I know my various lawsuit options but really don't find it cost-effective to sue. Any other good way to hit this Realtor where it hurts? Local board of realtors? State licensing agency? Go after the brokerage themselves?

Interesting question to ponder...condo parking space issue

I've been speaking with a lawyer friend about the following...I don't know the answer. Does anyone?

Client wants to sell a parking space he owns in a condominium association. Just by way of an explanation, condo parking spaces are typically either deeded or they're limited common elements owned by the association. I'm not talking about the common element scenario here.

So how does he sell just a parking space? In my experience, when there's deeded parking, the parking spot is either going to be shown as a "unit" that's part of the legal description for the condo unit itself OR there's a separate legal description/deed for the parking spot. Also, typically the parking spot will have it's own Permanent Index Number from the county treasurer. The problem seems to be if the parking unit is part of the same deed as the condo unit, then the property's mortgage is secured by the property...how do we release just the parking space so it can be sold free from the mortgage? Will a mortgage company allow this? Not likely I'd think. If there is a separate deed, then likely it's not too tough.

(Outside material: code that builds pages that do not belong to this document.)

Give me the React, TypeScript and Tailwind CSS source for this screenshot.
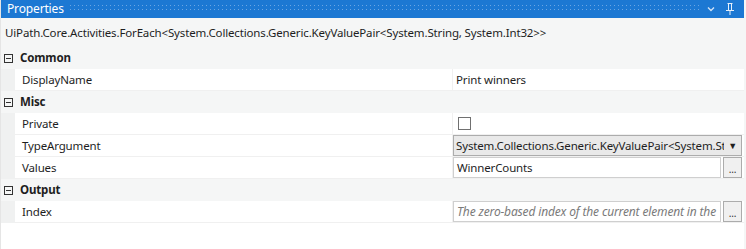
import React from "react";

const font = "font-['Noto_Sans',sans-serif] tracking-[-0.15px]";

const Category = ({ title }: { title: string }) => (
  <div className="flex h-[22px] items-center bg-[#f5f6f6]">
    <div className="flex w-[14px] shrink-0 justify-center">
      <div className="relative h-[9px] w-[9px] border border-[#333]">
        <div className="absolute left-[1px] top-[3px] h-[1px] w-[5px] bg-[#333]" />
      </div>
    </div>
    <span className="pl-[5px] text-[11.5px] font-bold text-[#1e1e1e]">{title}</span>
  </div>
);

const Row = ({ name, children }: { name: string; children?: React.ReactNode }) => (
  <div className="flex h-[22px]">
    <div className="w-[14px] shrink-0 bg-[#f0f1f1]" />
    <div className="flex min-w-0 flex-1 border-b border-[#f0f0f0] bg-white">
      <div className="flex w-[438px] shrink-0 items-center border-r border-[#f0f0f0] pl-[7px] text-[11.5px] text-[#1e1e1e]">
        {name}
      </div>
      <div className="flex min-w-0 flex-1 items-center pr-[2px]">{children}</div>
    </div>
  </div>
);

const Ellipsis = () => (
  <div className="ml-[2px] flex h-[21px] w-[19px] shrink-0 items-end justify-center border border-[#acacac] bg-[#f0f0f0] pb-[3px] text-[10px] leading-none text-[#333]">
    ...
  </div>
);

export default function App() {
  return (
    <div className={`${font} h-[249px] w-[746px] overflow-hidden border-l border-[#e5e5e5] bg-[#f5f6f6] pr-[2px]`}>
      <div className="flex h-[18px] items-center bg-[#1c78d3] text-white">
        <span className="pl-[6px] text-[12px]">Properties</span>
        <svg className="ml-[6px] h-[18px] flex-1" preserveAspectRatio="none">
          <defs>
            <pattern id="grip" width="4" height="4" patternUnits="userSpaceOnUse">
              <rect x="0" y="1" width="1" height="1" fill="#6aa6e4" />
            </pattern>
          </defs>
          <rect x="0" y="4" width="100%" height="8" fill="url(#grip)" />
        </svg>
        <svg width="10" height="18" className="ml-[6px]" viewBox="0 0 10 18">
          <path d="M2 7.5 L5 10.5 L8 7.5" stroke="#cfe2f6" strokeWidth="1.4" fill="none" />
        </svg>
        <svg width="12" height="18" className="ml-[8px] mr-[8px]" viewBox="0 0 12 18">
          <path d="M3.5 3.5 H8.5 M4.5 3.5 V10 M7.5 3.5 V10 M2 10.5 H10 M6 10.5 V15" stroke="#e6f0fb" strokeWidth="1" fill="none" />
        </svg>
      </div>
      <div className="flex h-[29px] items-center pl-[4px] text-[11.5px] text-[#1e1e1e]">
        UiPath.Core.Activities.ForEach&lt;System.Collections.Generic.KeyValuePair&lt;System.String, System.Int32&gt;&gt;
      </div>
      <Category title="Common" />
      <Row name="DisplayName">
        <span className="pl-[3px] text-[11.5px] text-[#1e1e1e]">Print winners</span>
      </Row>
      <Category title="Misc" />
      <Row name="Private">
        <div className="ml-[5px] h-[13px] w-[13px] border border-[#707070] bg-white" />
      </Row>
      <Row name="TypeArgument">
        <div className="flex h-[21px] min-w-0 flex-1 items-center overflow-hidden border border-[#acacac] bg-[#e9e9e9] pl-[2px] text-[11.5px] text-[#1e1e1e]">
          <span className="min-w-0 flex-1 overflow-hidden whitespace-nowrap">
            System.Collections.Generic.KeyValuePair&lt;System.St
          </span>
          <span className="px-[4px] text-[9px]">▼</span>
        </div>
      </Row>
      <Row name="Values">
        <div className="flex h-[21px] min-w-0 flex-1 items-center border border-[#cfcfcf] bg-white pl-[3px] text-[11.5px] text-[#1e1e1e]">
          WinnerCounts
        </div>
        <Ellipsis />
      </Row>
      <Category title="Output" />
      <Row name="Index">
        <div className="flex h-[21px] min-w-0 flex-1 items-center overflow-hidden whitespace-nowrap border border-[#cfcfcf] bg-white pl-[3px] text-[12px] italic text-[#7a7a7a]">
          The zero-based index of the current element in the
        </div>
        <Ellipsis />
      </Row>
      <div className="h-[30px] bg-white" />
    </div>
  );
}
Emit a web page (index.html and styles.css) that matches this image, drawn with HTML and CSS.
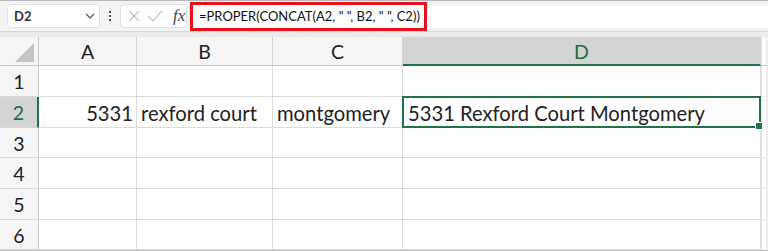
FILE: index.html
```html
<!DOCTYPE html>
<html lang="en">
<head>
  <meta charset="UTF-8" />
  <title>Excel - PROPER CONCAT</title>
  <link rel="stylesheet" href="styles.css">
</head>
<body>
  <div class="toolbar">
    <div class="namebox">
      <span class="ref">D2</span>
      <svg class="chevron" width="10" height="6" viewBox="0 0 10 6"><path d="M1 1 L5 5 L9 1" fill="none" stroke="#555" stroke-width="1.2"/></svg>
    </div>
    <div class="dots"><i></i><i></i><i></i></div>
    <div class="fxbox">
      <svg width="14" height="14" viewBox="0 0 14 14"><path d="M2 2 L12 12 M12 2 L2 12" stroke="#c4c4c4" stroke-width="1.2"/></svg>
      <svg width="16" height="14" viewBox="0 0 16 14"><path d="M1 7 L6 12 L15 2" fill="none" stroke="#c4c4c4" stroke-width="1.2"/></svg>
      <span class="fx">fx</span>
    </div>
    <div class="formula">
      <span class="formula-text">=PROPER(CONCAT(A2, " ", B2, " ", C2))</span>
    </div>
  </div>
  <div class="strip"></div>

  <div class="sheet">
    <div class="corner"><span class="tri"></span></div>
    <div class="col-head">A</div>
    <div class="col-head">B</div>
    <div class="col-head">C</div>
    <div class="col-head active">D</div>
    <div class="edge head-edge"></div>

    <div class="row-head">1</div>
    <div class="cell"></div><div class="cell"></div><div class="cell"></div><div class="cell"></div><div class="edge"></div>

    <div class="row-head active">2</div>
    <div class="cell num">5331</div>
    <div class="cell">rexford court</div>
    <div class="cell">montgomery</div>
    <div class="cell selected">5331 Rexford Court Montgomery</div>
    <div class="edge"></div>

    <div class="row-head">3</div>
    <div class="cell"></div><div class="cell"></div><div class="cell"></div><div class="cell"></div><div class="edge"></div>
    <div class="row-head">4</div>
    <div class="cell"></div><div class="cell"></div><div class="cell"></div><div class="cell"></div><div class="edge"></div>
    <div class="row-head">5</div>
    <div class="cell"></div><div class="cell"></div><div class="cell"></div><div class="cell"></div><div class="edge"></div>
    <div class="row-head">6</div>
    <div class="cell"></div><div class="cell"></div><div class="cell"></div><div class="cell"></div><div class="edge"></div>
  </div>
</body>
</html>
```

FILE: styles.css
```css
* { box-sizing: border-box; }
body {
  margin: 0;
  width: 768px;
  height: 251px;
  overflow: hidden;
  background: #fff;
  font-family: Lato, "Open Sans", sans-serif;
  color: #222;
}
.toolbar {
  height: 31px;
  border-top: 1px solid #b8b8b8;
  background: #f3f3f3;
  display: flex;
  align-items: center;
  padding-left: 7px;
}
.namebox {
  width: 93px; height: 24px;
  background: #fff;
  border: 1px solid #e2e2e2;
  border-radius: 4px;
  display: flex; align-items: center; justify-content: space-between;
  padding: 0 4px 0 6px;
}
.ref { font-size: 13px; font-weight: bold; color: #333; }
.dots {
  width: 20px;
  display: flex; flex-direction: column; align-items: center; gap: 2px;
}
.dots i { width: 2px; height: 2px; background: #555; display: block; }
.fxbox {
  width: 67px; height: 24px;
  background: #fff;
  border: 1px solid #e2e2e2;
  border-radius: 4px;
  display: flex; align-items: center; gap: 6px;
  padding-left: 6px;
}
.fx { font-family: "Liberation Serif", serif; font-style: italic; font-size: 17px; color: #444; margin-left: 4px; }
.formula {
  flex: 1;
  height: 23px;
  margin-left: 3px;
  background: #fff;
  display: flex; align-items: center;
}
.formula-text {
  font-size: 13px;
  color: #111;
  border: 3px solid #e8101a;
  height: 29px;
  padding: 0 4px 0 6px;
  display: flex; align-items: center;
  white-space: pre;
}
.strip {
  height: 6px;
  background: #ebebeb;
  border-top: 1px solid #d8d8d8;
}
.sheet {
  display: grid;
  grid-template-columns: 39px 98px 136px 130px 358px 7px;
  grid-template-rows: 29px 31px 31px 30px 31px 31px 30px;
  border-bottom: 1px solid #bdbdbd;
}
.corner {
  background: #f5f5f5;
  border-right: 1px solid #c8c8c8;
  border-bottom: 1px solid #c8c8c8;
  position: relative;
}
.tri {
  position: absolute; right: 4px; bottom: 3px;
  width: 0; height: 0;
  border-left: 19px solid transparent;
  border-bottom: 19px solid #c4c4c4;
}
.col-head {
  background: #f5f5f5;
  border-right: 1px solid #d4d4d4;
  border-bottom: 1px solid #c8c8c8;
  display: flex; align-items: center; justify-content: center;
  font-size: 19.5px; color: #222;
  padding-top: 1px;
}
.col-head.active {
  background: #d3d3d3;
  color: #1e6b41;
  border-bottom: 2px solid #217346;
}
.row-head {
  background: #f5f5f5;
  border-right: 1px solid #c8c8c8;
  border-bottom: 1px solid #d8d8d8;
  display: flex; align-items: center; justify-content: center;
  font-size: 19.5px; color: #222;
  padding-top: 1px;
}
.row-head.active {
  background: #d3d3d3;
  color: #1e6b41;
  border-right: 2px solid #217346;
}
.cell {
  border-right: 1px solid #dcdcdc;
  border-bottom: 1px solid #dcdcdc;
  font-size: 20.2px;
  display: flex; align-items: center;
  padding: 2px 3px 0 4px;
  white-space: nowrap;
}
.cell.num { justify-content: flex-end; }
.cell.selected {
  border: 2px solid #217346;
  margin: -1px 0 0 -1px;
  padding-left: 4px;
  position: relative;
}
.cell.selected::after {
  content: "";
  position: absolute; right: -4px; bottom: -4px;
  width: 6px; height: 6px;
  background: #217346;
  border: 1px solid #fff;
}
.edge {
  border-left: 1px solid #e4e4e4;
  border-right: 2px solid #ededed;
  border-bottom: 1px solid #ececec;
}
.head-edge { background: #fff; border-bottom: 1px solid #c8c8c8; }
```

Something to keep in mind though before just throwing the parking legal and PIN on the same deed as the unit. If the parking spot is going to be sold separately, you may want to keep it unencumbered from any mortgages for ease of transfer.

Just don't close the My Thai...

Interesting article here about Presidential Towers being on the selling block. I don't really work in this segment of the market, but an expert in the piece says the downtown multifamily market is "white hot."

My main concern, the My Thai in the Presidential Towers concourse is my second most visited restaurant.